Referring first to FIG. 7, printhead module 14 has been placed in carriage 12 but latch 50 remains fully open. The placement of printhead module 14 and the position latch 50 in FIG. 7 corresponds to that shown in the perspective view of FIG. 2. Latch part 52 is operated first to hold printhead module 14 in the desired position during the subsequent operation of latch part 54. As best seen by comparing FIGS. 7, 8 and 9, each pivot arm 72 rotates down (clockwise) with first lever arm 68 through a first range of motion until contact surfaces 76 engage corresponding contact surfaces 78 on printhead module 14 to push printhead module 14 into the seated position, properly aligned in carriage 12. During this first part of the operation, first lever arm 68 pivots on a first pin 92 at a first location 94 in a first slot 96 in carriage 12. Also during this first part of the operation, the motion of first lever arm 68 is guided by a second pin 98 moving along a second slot 100 in carriage 12.

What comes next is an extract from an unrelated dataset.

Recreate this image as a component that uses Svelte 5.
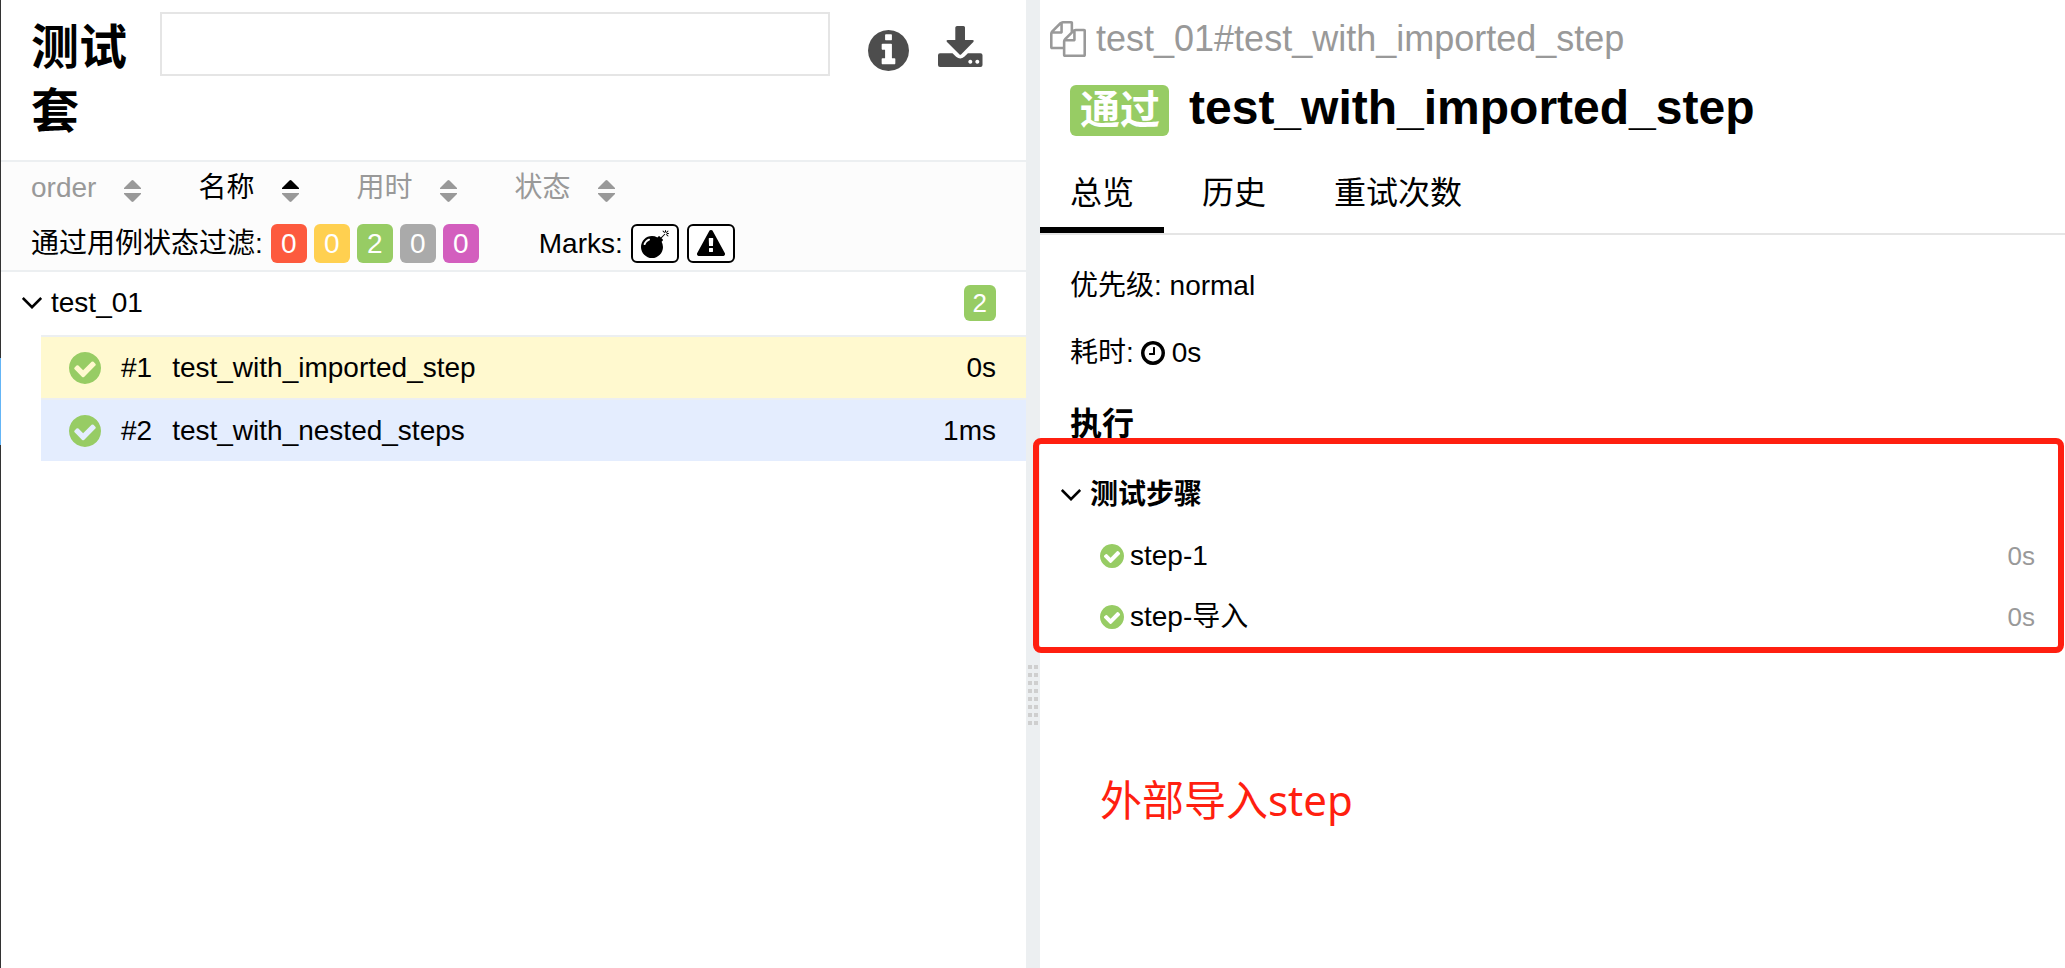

Then, as first lever arm 68 is pushed further down (clockwise), first lever arm 68 pivots on second pin 98 at a second location 102 in second slot 100 through a second range of motion, as best seen by comparing FIGS. 9 and 10. Accordingly, pivot arm 72 pivots at contact surface 76, compressing spring 74 to maintain pressure on printhead module 14 in the seated position in carriage 12 and to help retain latch part 52 in the fully closed position shown in FIG. 10—the contact force on first lever arm 68 at surface 76 is offset from second pin 98 to exert a torque on lever arm 68 toward the closed position. During this part of the operation, motion of first lever arm 68 and arm 72 is guided by first pin 92 moving along slot 96 from first location 94 to a third location 104.
First lever arm 68 pivoting on first pin 92 through the first range of motion and then pivoting on second pin 98 through the second range of motion forms a first lever 69 for actuating first latch part 52 to move from the fully open position shown in FIG. 7 to the partially closed position shown in FIG. 9 and then to the fully closed position shown in FIG. 10.